Here’s the thing: It could happen again because people are playing really fast and loose with olive oil—think about the number of people with a soybean or peanut allergy who have been exposed to adulterated oil that’s been mixed with peanut or soy oil. This is all ironic, because real olive oil is one of the healthiest foods that we know of.
“So when companies refine this really rotten, horrible olive oil, you get something flavorless, odorless—it’s like deodorizing a corpse—it’s still dead, but it doesn’t stink.”
Besides mixing with cheaper oils (for example, soybean costs one tenth of what EVOO costs), you’ll also find companies engaging in the illegal processing of really bad olive oil.

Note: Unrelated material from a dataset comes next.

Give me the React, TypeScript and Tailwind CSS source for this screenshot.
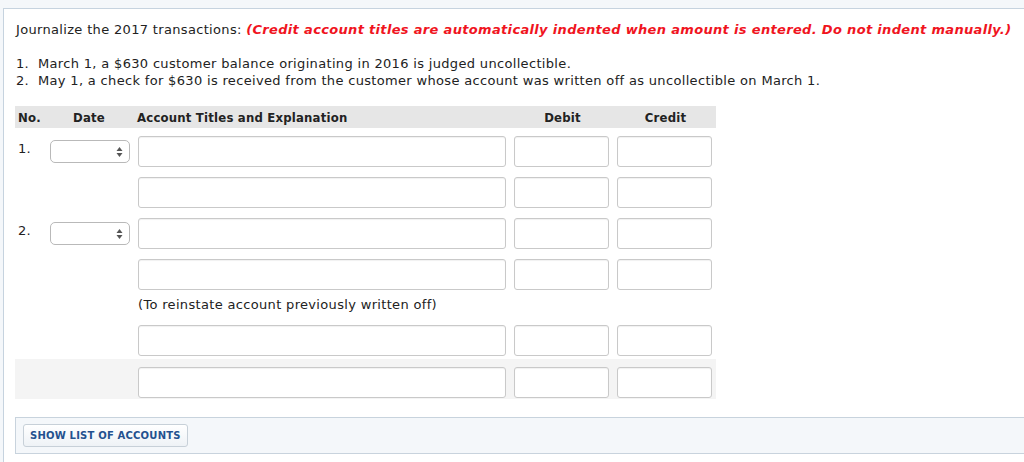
import React from "react";

function SelectBox() {
  return (
    <div className="w-[80px] h-[23px] border border-[#b9b9b9] rounded-[5px] bg-white flex items-center justify-end pr-[6px]">
      <svg width="7" height="12" viewBox="0 0 7 12">
        <path d="M3.5 1 L6.5 5 L0.5 5 Z" fill="#555" />
        <path d="M3.5 11 L6.5 7 L0.5 7 Z" fill="#555" />
      </svg>
    </div>
  );
}

function Field({ w }: { w: string }) {
  return <div className={`${w} h-[31px] border border-[#c9c9c9] rounded-[3px] bg-white shadow-[inset_0_1px_1px_rgba(0,0,0,0.06)]`} />;
}

function Cells({ no, date }: { no?: string; date?: boolean }) {
  return (
    <>
      <div className="w-[30px] pl-[3px] -mt-[6px]">{no}</div>
      <div className="w-[89px] pl-[5px]">{date && <SelectBox />}</div>
      <div className="w-[376px] pl-[4px]">
        <Field w="w-[368px]" />
      </div>
      <div className="w-[103px] pl-[4px]">
        <Field w="w-[95px]" />
      </div>
      <div className="w-[103px] pl-[4px]">
        <Field w="w-[95px]" />
      </div>
    </>
  );
}

function Row({ no, date }: { no?: string; date?: boolean }) {
  return (
    <div className="flex h-[41px] items-center">
      <Cells no={no} date={date} />
    </div>
  );
}

export default function App() {
  return (
    <div className="w-[1024px] h-[462px] overflow-hidden bg-[#f4f7fa] pt-[8px] pl-[3px] font-['DejaVu_Sans',sans-serif] text-[13px] leading-[17px] text-[#222] tracking-[0.33px]">
      <div className="w-[1040px] h-[470px] bg-white border-t border-l border-[#c6d3df] pl-[11px] pt-[12px]">
        {/* Instructions */}
        <p className="pl-[1px]">
          Journalize the 2017 transactions:{" "}
          <span className="font-bold italic text-[#f0141e]">
            (Credit account titles are automatically indented when amount is entered. Do not indent manually.)
          </span>
        </p>
        <ol className="mt-[17px] pl-[1px]">
          <li className="flex">
            <span className="w-[22px]">1.</span>
            <span>March 1, a $630 customer balance originating in 2016 is judged uncollectible.</span>
          </li>
          <li className="flex">
            <span className="w-[22px]">2.</span>
            <span>May 1, a check for $630 is received from the customer whose account was written off as uncollectible on March 1.</span>
          </li>
        </ol>

        {/* Journal table */}
        <div className="w-[701px] mt-[17px]">
          <div className="flex h-[22px] items-center bg-[#e6e6e6] font-['DejaVu_Sans_Condensed','DejaVu_Sans',sans-serif] font-bold text-[13px] tracking-[0.2px]">
            <div className="w-[30px] pl-[3px]">No.</div>
            <div className="w-[89px] pl-[28px]">Date</div>
            <div className="w-[376px] pl-[3px]">Account Titles and Explanation</div>
            <div className="w-[103px] text-center pl-[2px]">Debit</div>
            <div className="w-[103px] text-center pl-[2px]">Credit</div>
          </div>
          <div className="h-[3px]" />
          <Row no="1." date />
          <Row />
          <Row no="2." date />
          <Row />
          <div className="h-[25px] pl-[123px] pt-[1px]">(To reinstate account previously written off)</div>
          <Row />
          <div className="flex h-[40px] -mt-[2px] items-start pt-[8px] bg-[#f4f4f4]">
            <Cells />
          </div>
        </div>

        {/* Footer */}
        <div className="mt-[18px] h-[37px] bg-[#f4f7fa] border border-r-0 border-[#c8d3dd] flex items-center pl-[7px]">
          <button className="h-[23px] px-[6px] rounded-[3px] border border-[#c7d0d8] bg-gradient-to-b from-white to-[#eef2f6] text-[#23518f] font-bold text-[10px] tracking-[0.2px]">
            SHOW LIST OF ACCOUNTS
          </button>
        </div>
      </div>
    </div>
  );
}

It might be from olives that have been sitting on the ground for months, olives that are essentially rotten. They make an ugly, inedible oil that you can’t imagine putting in your mouth, but then it’s refined at a very low temperature, which takes the taste of rancidity out.
Olives are stone fruits like cherries or plums. And much like fruit juice, extra virgin olive oil should be made from freshly squeezed olives. It’s literally fresh juice—sure, olive oil keeps better than citrus, but you don’t squeeze your oranges on July 1, and drink the juice on August 27.
So when companies refine this really rotten, horrible olive oil, you get something flavorless, odorless—it’s like deodorizing a corpse—it’s still dead, but it doesn’t stink. For the time being, it doesn’t offend your senses because you’ve knocked out the sensory characteristics. The really messed up thing is that you’re selling it NOT ONLY as something edible, but as something that is super healthy.
These are the illegal dodges.
But then there are the legal frauds—things like labeling olive oil “extra light.” I lurk around supermarkets sometimes—the scenes of most of these crimes—and cannot tell you how many times I’ve seen women, in particular, gravitate to those bottles. It has the same 120 calories per tablespoon as any other olive oil—it just happens to have all the goodness refined out of it. This is illegal in Europe, but still legal in the States.